大学生の頃、人生で初めて、ネイティブのアメリカ人の先生に英語を習う機会がありました。
最初の授業で、簡単なリスニングテストのようなものがあり、特に成績がつくものではなくて、いわば実力チェックの確認問題。
リスニングが終わって、答え合わせの時間。先生がこう言いました。「間違えたところに◯をつけてください」
え?教室中の学生が一斉に、“今の、聞き間違えた?”って顔を見合わせて、もう一回聞き直しました。でも先生は同じことを繰り返します。
「合ってるところじゃなくて、間違えたところに◯を」そして続けてこう言ったんです。

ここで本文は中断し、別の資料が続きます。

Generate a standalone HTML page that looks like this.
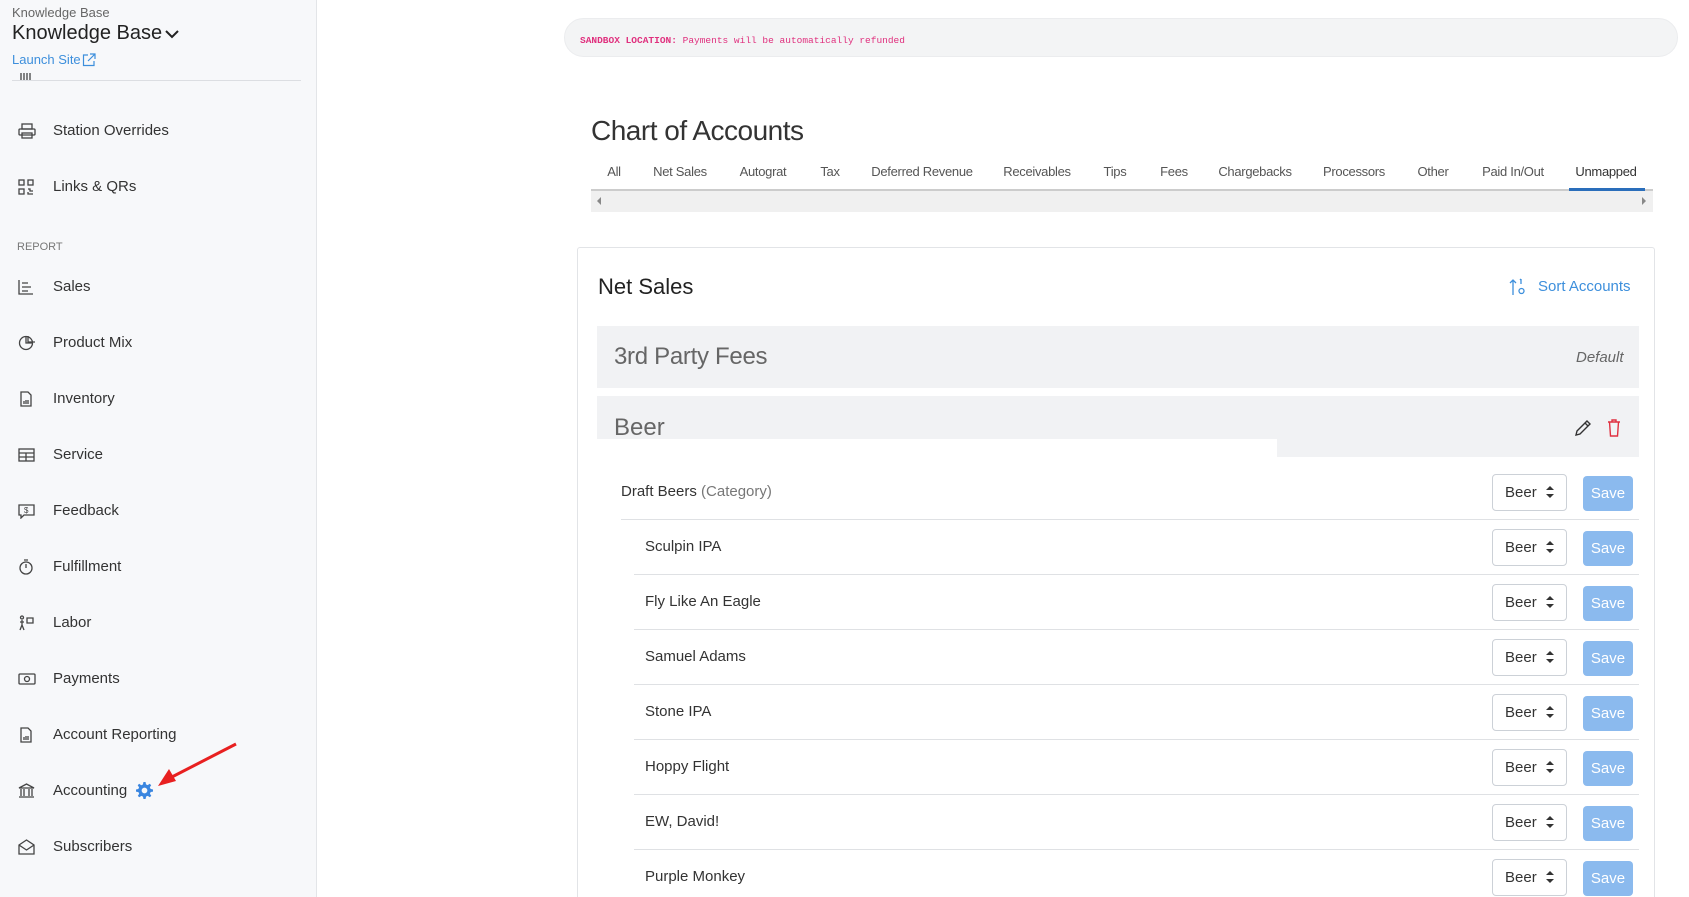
<!DOCTYPE html>
<html><head><meta charset="utf-8"><style>
*{box-sizing:border-box;margin:0;padding:0}
html{width:1689px;height:897px;overflow:hidden}
body{width:1689px;height:897px;overflow:hidden;background:#fff;font-family:"Liberation Sans",sans-serif;position:relative;color:#333}
.abs{position:absolute;white-space:nowrap}
#side{position:absolute;left:0;top:0;width:317px;height:897px;background:#f7f8fa;border-right:1px solid #e3e5e8;overflow:hidden}
.item{position:absolute;left:0;width:300px;height:24px;line-height:24px;font-size:15px;color:#333;white-space:nowrap}
.item .t{position:absolute;left:53px;top:0}
.item svg{position:absolute;left:18px;top:4px}
.n{font-family:"Liberation Sans Narrow","Liberation Sans",sans-serif}
.tab{position:absolute;top:164px;font-size:13px;color:#555;transform:translateX(-50%);white-space:nowrap;letter-spacing:-0.3px}
.row{position:absolute;height:24px;line-height:24px;font-size:15px;color:#333;white-space:nowrap}
.sel{position:absolute;left:1492px;width:75px;height:37px;border:1px solid #ccd1d7;border-radius:4px;background:#fff;font-size:15px;color:#333;line-height:35px;padding-left:12px}
.sel:after{content:"";position:absolute;right:12px;top:11px;border:4px solid transparent;border-bottom:4px solid #333;border-top:0}
.sel:before{content:"";position:absolute;right:12px;top:19px;border:4px solid transparent;border-top:4px solid #333;border-bottom:0}
.save{position:absolute;left:1583px;width:50px;height:35px;background:#8bbaee;border-radius:4px;color:#fff;font-size:15px;line-height:35px;text-align:center}
.sep{position:absolute;height:1px;background:#dfe1e4}
</style></head><body>
<div id="side">
<div class="abs" style="left:12px;top:5px;font-size:13px;color:#666" >Knowledge Base</div>
<div class="abs" style="left:12px;top:22px;font-size:20px;color:#222">Knowledge Base</div>
<svg class="abs" style="left:164px;top:28px" width="16" height="12" viewBox="0 0 16 12"><path d="M2 3l6 6 6-6" fill="none" stroke="#222" stroke-width="2"/></svg>
<div class="abs" style="left:12px;top:52px;font-size:13px;color:#3d8fdc">Launch Site</div>
<svg class="abs" style="left:82px;top:53px" width="14" height="14" viewBox="0 0 14 14"><path d="M6 2H1.5v10.5H12V8M8 1h5v5M13 1L6 8" fill="none" stroke="#3d8fdc" stroke-width="1.2"/></svg>
<div class="item" style="top:73px;height:7px;overflow:hidden;background:#f7f8fa"><svg style="top:-4px" width="16" height="16" viewBox="0 0 16 16" fill="none" stroke="#444" stroke-width="1.3"><path d="M3 2v14M6 2v14M9 2v14M12 2v14"/></svg><span class="t" style="top:-17px">Processors</span></div>
<div class="abs" style="left:12px;top:80px;width:289px;height:1px;background:#dcdee2"></div>
<div class="item" style="top:119px"><svg width="18" height="16" viewBox="0 0 18 16" fill="none" stroke="#444" stroke-width="1.3"><rect x="4" y="1" width="10" height="5"/><rect x="1" y="6" width="16" height="6" rx="1"/><rect x="4" y="10" width="10" height="5"/></svg><span class="t">Station Overrides</span></div>
<div class="item" style="top:175px"><svg width="16" height="16" viewBox="0 0 16 16" fill="none" stroke="#444" stroke-width="1.3"><rect x="1" y="1" width="5" height="5"/><rect x="10" y="1" width="5" height="5"/><rect x="1" y="10" width="5" height="5"/><path d="M10 10h2v2h3M10 13v2h5"/></svg><span class="t">Links &amp; QRs</span></div>
<div class="abs" style="left:17px;top:241px;font-size:11px;color:#777">REPORT</div>
<div class="item" style="top:275px"><svg width="16" height="16" viewBox="0 0 16 16" fill="none" stroke="#444" stroke-width="1.3"><path d="M1 1v14h14M4 4h6M4 8h9M4 12h6"/></svg><span class="t">Sales</span></div>
<div class="item" style="top:331px"><svg width="18" height="16" viewBox="0 0 18 16" fill="none" stroke="#444" stroke-width="1.3"><circle cx="8" cy="8" r="6.5"/><path d="M8 1.5V8h6.5M10 1v6h7"/></svg><span class="t">Product Mix</span></div>
<div class="item" style="top:387px"><svg width="16" height="16" viewBox="0 0 16 16" fill="none" stroke="#444" stroke-width="1.3"><path d="M3 1h7l3 3v11H3z M6 13v-3M8 13V9M10 13v-4"/></svg><span class="t">Inventory</span></div>
<div class="item" style="top:443px"><svg width="17" height="16" viewBox="0 0 17 16" fill="none" stroke="#444" stroke-width="1.3"><rect x="1" y="2" width="15" height="12"/><path d="M1 6h15M1 10h15M8 6v8"/></svg><span class="t">Service</span></div>
<div class="item" style="top:499px"><svg width="17" height="16" viewBox="0 0 17 16" fill="none" stroke="#444" stroke-width="1.3"><path d="M1 2h15v10H6l-3 3v-3H1z"/><text x="6" y="10" font-size="8" fill="#444" stroke="none">$</text></svg><span class="t">Feedback</span></div>
<div class="item" style="top:555px"><svg width="16" height="16" viewBox="0 0 16 16" fill="none" stroke="#444" stroke-width="1.3"><circle cx="8" cy="9" r="6"/><path d="M6 1h4M8 9V5"/></svg><span class="t">Fulfillment</span></div>
<div class="item" style="top:611px"><svg width="16" height="16" viewBox="0 0 16 16" fill="none" stroke="#444" stroke-width="1.3"><circle cx="4" cy="2.5" r="1.5"/><path d="M4 5v5l-2 5M4 10l2 5M2 7h4M9 3h6v5H9z"/></svg><span class="t">Labor</span></div>
<div class="item" style="top:667px"><svg width="18" height="16" viewBox="0 0 18 16" fill="none" stroke="#444" stroke-width="1.3"><rect x="1" y="3" width="16" height="10" rx="1"/><circle cx="9" cy="8" r="2.5"/></svg><span class="t">Payments</span></div>
<div class="item" style="top:723px"><svg width="16" height="16" viewBox="0 0 16 16" fill="none" stroke="#444" stroke-width="1.3"><path d="M3 1h7l3 3v11H3z M6 13v-3M8 13V9M10 13v-4"/></svg><span class="t">Account Reporting</span></div>
<div class="item" style="top:779px"><svg width="17" height="16" viewBox="0 0 17 16" fill="none" stroke="#444" stroke-width="1.3"><path d="M1 5l7.5-4L16 5zM3 6v7M6 6v7M11 6v7M14 6v7M1 14h15"/></svg><span class="t">Accounting</span>
<svg style="left:136px;top:3px" width="17" height="17" viewBox="0 0 16 16"><path fill="#3a86e0" d="M7 0h2l.4 2.2 1.6.7 1.9-1.3 1.4 1.4-1.3 1.9.7 1.6L16 7v2l-2.2.4-.7 1.6 1.3 1.9-1.4 1.4-1.9-1.3-1.6.7L9 16H7l-.4-2.2-1.6-.7-1.9 1.3-1.4-1.4 1.3-1.9-.7-1.6L0 9V7l2.2-.4.7-1.6L1.6 3.1 3 1.7l1.9 1.3 1.6-.7zM8 5.3A2.7 2.7 0 1 0 8 10.7 2.7 2.7 0 0 0 8 5.3z"/></svg></div>
<div class="item" style="top:835px"><svg width="17" height="16" viewBox="0 0 17 16" fill="none" stroke="#444" stroke-width="1.3"><path d="M1 6l7.5-5L16 6v9H1zM1 6l7.5 5L16 6"/></svg><span class="t">Subscribers</span></div>
<svg class="abs" style="left:150px;top:740px" width="90" height="50" viewBox="0 0 90 50"><path d="M86 4L18 39" stroke="#e82020" stroke-width="3"/><path d="M8 46l11-17 7 12z" fill="#e82020"/></svg>
</div>

<div class="abs" style="left:564px;top:18px;width:1114px;height:39px;background:#f3f4f5;border-radius:20px;border:1px solid #ebecee"></div>
<div class="abs" style="left:580px;top:35px;font-family:'Liberation Mono',monospace;font-size:9.5px;color:#e0307e"><b>SANDBOX LOCATION:</b> Payments will be automatically refunded</div>

<div class="abs n" style="left:591px;top:115px;font-size:28px;color:#333;letter-spacing:-0.5px">Chart of Accounts</div>
<div class="tab n" style="left:614px">All</div>
<div class="tab n" style="left:680px">Net Sales</div>
<div class="tab n" style="left:763px">Autograt</div>
<div class="tab n" style="left:830px">Tax</div>
<div class="tab n" style="left:922px">Deferred Revenue</div>
<div class="tab n" style="left:1037px">Receivables</div>
<div class="tab n" style="left:1115px">Tips</div>
<div class="tab n" style="left:1174px">Fees</div>
<div class="tab n" style="left:1255px">Chargebacks</div>
<div class="tab n" style="left:1354px">Processors</div>
<div class="tab n" style="left:1433px">Other</div>
<div class="tab n" style="left:1513px">Paid In/Out</div>
<div class="tab n" style="left:1606px;color:#333">Unmapped</div>
<div class="abs" style="left:591px;top:189px;width:1062px;height:2px;background:#ccc"></div>
<div class="abs" style="left:1569px;top:188px;width:76px;height:3px;background:#2a6ebb"></div>
<div class="abs" style="left:591px;top:191px;width:1062px;height:21px;background:#f0f0f0"></div>
<div class="abs" style="left:597px;top:197px;border:4px solid transparent;border-right:4px solid #888;border-left:0"></div>
<div class="abs" style="left:1642px;top:197px;border:4px solid transparent;border-left:4px solid #888;border-right:0"></div>

<div class="abs" style="left:577px;top:247px;width:1078px;height:660px;border:1px solid #e2e4e7;border-radius:3px"></div>
<div class="abs n" style="left:598px;top:274px;font-size:22px;color:#222">Net Sales</div>
<svg class="abs" style="left:1509px;top:278px" width="18" height="18" viewBox="0 0 18 18" fill="none" stroke="#3d8fdc" stroke-width="1.3"><path d="M4 17V2M1 5l3-3 3 3"/><path d="M12 1v5M11 2l1-1"/><circle cx="12.5" cy="13" r="2.5"/></svg>
<div class="abs" style="left:1538px;top:278px;font-size:15px;color:#3d8fdc">Sort Accounts</div>

<div class="abs" style="left:597px;top:326px;width:1042px;height:62px;background:#f1f2f4"></div>
<div class="abs n" style="left:614px;top:343px;font-size:24px;color:#666;letter-spacing:-0.3px">3rd Party Fees</div>
<div class="abs" style="left:1576px;top:349px;font-size:15px;font-style:italic;color:#666">Default</div>
<div class="abs" style="left:597px;top:396px;width:1042px;height:61px;background:#f1f2f4"></div>
<div class="abs n" style="left:614px;top:414px;font-size:24px;color:#666">Beer</div>
<svg class="abs" style="left:1574px;top:419px" width="18" height="18" viewBox="0 0 18 18" fill="none" stroke="#333" stroke-width="1.4"><path d="M2 16l1-4L13 2l3 3L6 15zM11 4l3 3"/></svg>
<svg class="abs" style="left:1607px;top:419px" width="14" height="18" viewBox="0 0 14 18" fill="none" stroke="#e03040" stroke-width="1.4"><path d="M1 3h12M5 3V1h4v2M2.5 3l1 14h7l1-14"/></svg>
<div class="abs" style="left:578px;top:439px;width:699px;height:19px;background:#fff"></div>

<div class="row n" style="left:621px;top:480px">Draft Beers <span style="color:#777">(Category)</span></div>
<div class="sep" style="left:621px;top:519px;width:1018px"></div>
<div class="row n" style="left:645px;top:535px">Sculpin IPA</div>
<div class="sep" style="left:634px;top:574px;width:1005px"></div>
<div class="row n" style="left:645px;top:590px">Fly Like An Eagle</div>
<div class="sep" style="left:634px;top:629px;width:1005px"></div>
<div class="row n" style="left:645px;top:645px">Samuel Adams</div>
<div class="sep" style="left:634px;top:684px;width:1005px"></div>
<div class="row n" style="left:645px;top:700px">Stone IPA</div>
<div class="sep" style="left:634px;top:739px;width:1005px"></div>
<div class="row n" style="left:645px;top:755px">Hoppy Flight</div>
<div class="sep" style="left:634px;top:794px;width:1005px"></div>
<div class="row n" style="left:645px;top:810px">EW, David!</div>
<div class="sep" style="left:634px;top:849px;width:1005px"></div>
<div class="row n" style="left:645px;top:865px">Purple Monkey</div>

<div class="sel" style="top:474px">Beer</div><div class="save" style="top:476px">Save</div>
<div class="sel" style="top:529px">Beer</div><div class="save" style="top:531px">Save</div>
<div class="sel" style="top:584px">Beer</div><div class="save" style="top:586px">Save</div>
<div class="sel" style="top:639px">Beer</div><div class="save" style="top:641px">Save</div>
<div class="sel" style="top:694px">Beer</div><div class="save" style="top:696px">Save</div>
<div class="sel" style="top:749px">Beer</div><div class="save" style="top:751px">Save</div>
<div class="sel" style="top:804px">Beer</div><div class="save" style="top:806px">Save</div>
<div class="sel" style="top:859px">Beer</div><div class="save" style="top:861px">Save</div>
</body></html>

「だって、間違えたところが“伸び代”でしょ?」
衝撃でした。
それまでの私は、「間違えること=悪いこと」「正解=正しいこと」という感覚が染みついていて、間違いはバツ✖なんだ、と思い込んでました。
正解が〇で、間違えた✖だと、間違は悪いこと、見るのも嫌になるし、何で✖なのか、振り返るのも嫌になって、さっさと効率よく正解するには?ってばかり考える。
語学って、ただ「効率よく覚えて正解を探す」ものばかりじゃなくて、「自分で考えて、自分の言葉で伝える」ことの連続なのに、どうすれば正解か?ばかり考えてしまう。
本当は、正しく話すことより、伝えようとする姿勢の方が大事な場面も多いのに。
間違えた数だけ、自分の中に“気づき”が増えていく。だからこそ、間違えたことに◯をつけるようなマインドって、語学学習だけじゃなく、いろんな学びにも通じる大切な姿勢だと思う。
“正解”を探すよりも、“間違えた自分”を大切にして、思考を深めることができたら、その先にある成長は、きっと大きいはず。間違いは〇、伸びしろ。